Matt Dower : dmg’s new head of production
Matty Dower has a skill and unique ability to bring clever creative ideas to audio imaging. From Rock … to Dance formats, he's a master behind the audio buttons. Using subtle techniques that creep up and smack you around the ears, he has a ninja-like approach to mixing.
Matt was recently acknowledged and rewarded with the Group Production Director title for dmg Radio. A position that for any of us that know him, respect what a well deserved and appropriate promotion this is.
I had the chance to ask Matt about the new role and touched on some of the magic moments in his career that have bought him to lead dmg Radio production into the future.
Daryl: Firstly congratulations Matty on your new role. The respect you have from the audio production fraternity combined with the obvious support you have within the dmg Radio group is deserved. You've worked hard, and inspired many people with your talents, both in the production room and vocally.
Let's start with your new position, what is your mandate from Paul Jackson in regard to the Group Production Director Role?
Matt: When the group role was created 2 years back, Paul was in the process of rolling out his vision for the group and was keen to have a leader in the production ranks managing operations, implementing systems and directing our various markets producers.
Chris Thorpe (formally of Kerrang & Galaxy Radio) was appointed to the role of Group Production Director and began laying out a directive for the groups imaging sound and streamlining processes across the board. As Chris had also accepted the dual role of Nova 100 Assistant Program Director I was fortunate enough to be promoted to the role of Assistant Group Production Director to assist with network operations and drive the newly implemented systems. It was also around that time that Mike Cass was appointed to the role of Assistant Group Program Director and in both guys I had the best possible mentors I could possibly ask for. They’ve both played a crucial part in preparing me as Chris’ successor.

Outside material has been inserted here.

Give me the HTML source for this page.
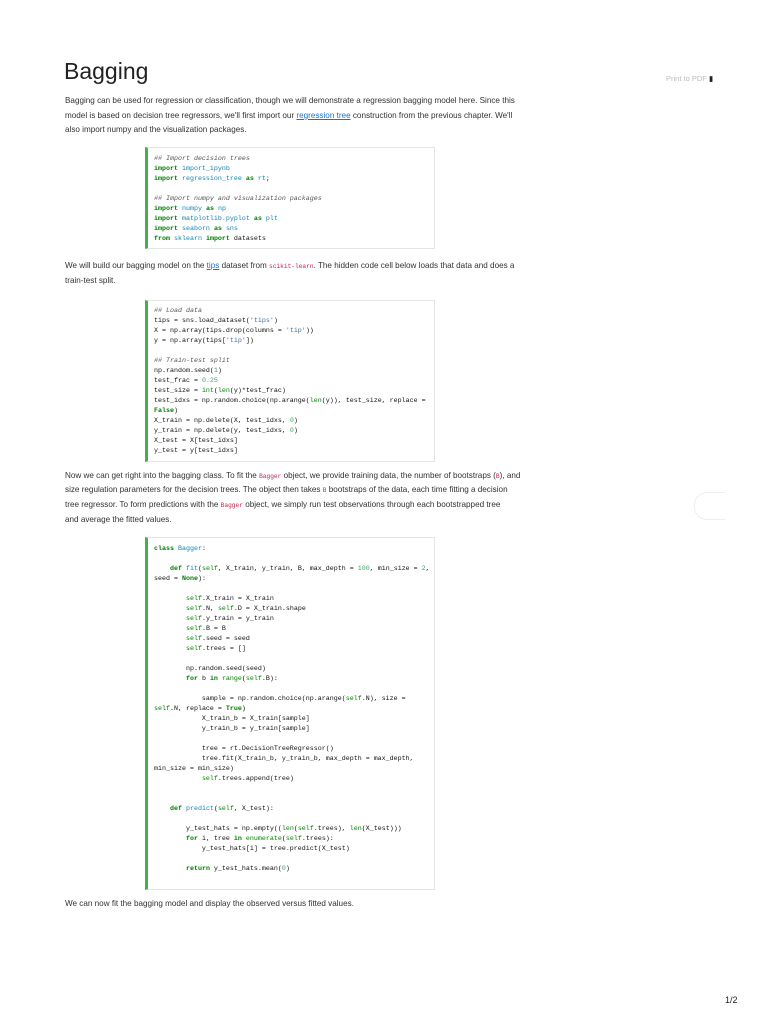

Through Chris’ leadership it wasn’t long till the benefits of Paul’s vision for the Group position were realised, it brought all our producers together across the network, harnessing strengths and projecting a clear focus. We’re blessed with some of finest imagers in the country, and it’s an absolute honor to be at the helm of such an impressive team. I’m constantly inspired by our guys work and the potential for the group’s success into the future is a really exciting prospect.
Daryl: Your history in working with very talented on air people is impressive. Is there a station or time that you look back on with great fondness. Maybe a time where you learnt the most about your craft?
Matt: Back in the mid to late 90s, like most radio folk, I was obsessed with Martin/Molloy. I recall it being ‘tools down’ type situation at Sea FM on the Sunshine Coast when that show would come on. So, to then fast forward 8 years and find myself working with both those guys (albeit separate shows) was a true ‘note worthy’ moment.
At the time I was imaging producer at MMM Melbourne and both Tony & Mick had decided to make a return to the airwaves. Being the only producer on station across the day and a massive fan, I was more than happy to accommodate whatever requests they might have.
Micks show ‘Tough Love’ ran for 3 years with Robyn Butler & Alan Brough (in the first year) and wrapped up in 2006 the same year Tony’s show ‘Get This’ began with Ed Kavalee & the late great Richard Marsland.
I knew that working with Tony was a ‘big deal’ back then, but had absolutely no idea that 7 years on, fans of the show would still be quoting obscure moments on the social networks, posting sketches online and working through the podcasts multiple times. It’s a true testament to the genius of Tony that those 2 years worth of ‘content’ now have a cult like status.
His passion for the craft of sketch building is something to behold. I’m so grateful I was in the right place at the right time to be a part of it and, looking back, that period would shape many things to follow, it’s a great honor to be able to call both Tony & Mick good friends to this day.
Daryl: I'm a big believer that success doesn't just happen. You have to work hard and be focused on the outcome. What key ingredient would you say has personally played the biggest part in your success to date?
Matt: Radio’s a funny game, when you start out you have a fair idea where you’d like to be in 10 years and chances are if you’re passionate about what you do you’ll not only land where you want to be, but the journey and relationships along the way will more than likely see you excel beyond those earliest expectations. Working alongside my idols and being offered the group role are events I could have never foreseen early in my career. But I truly believe, if you have a strong work ethic and the flexibility to move where the opportunities present, you have the best possible chance of making it in this industry.
Daryl: Mentoring and nurturing younger radio production talent is an important role for us all, what would you say to the upcoming next generation of radio production people out there?
Matt: Definitely one of the most exciting things about my role is identifying and mentoring the next generation of gun producers. Radio production is a niche discipline and it’s always exciting to come across someone that has the same hunger and enthusiasm I had to be in this business.
The best advice I can give to those trying to break into radio production is, make contacts, send through demos ‘regularly’ and ensure you action the advice given in the next piece of audio you send through.
As I said before, if you’re a hard worker you’ll more than likely find that once you’re in, the opportunities will flow and if you’re prepared to travel about the place, spend your spare time honing your audio skills and finding ‘your sound’, then chances are sooner or later the rewards will come.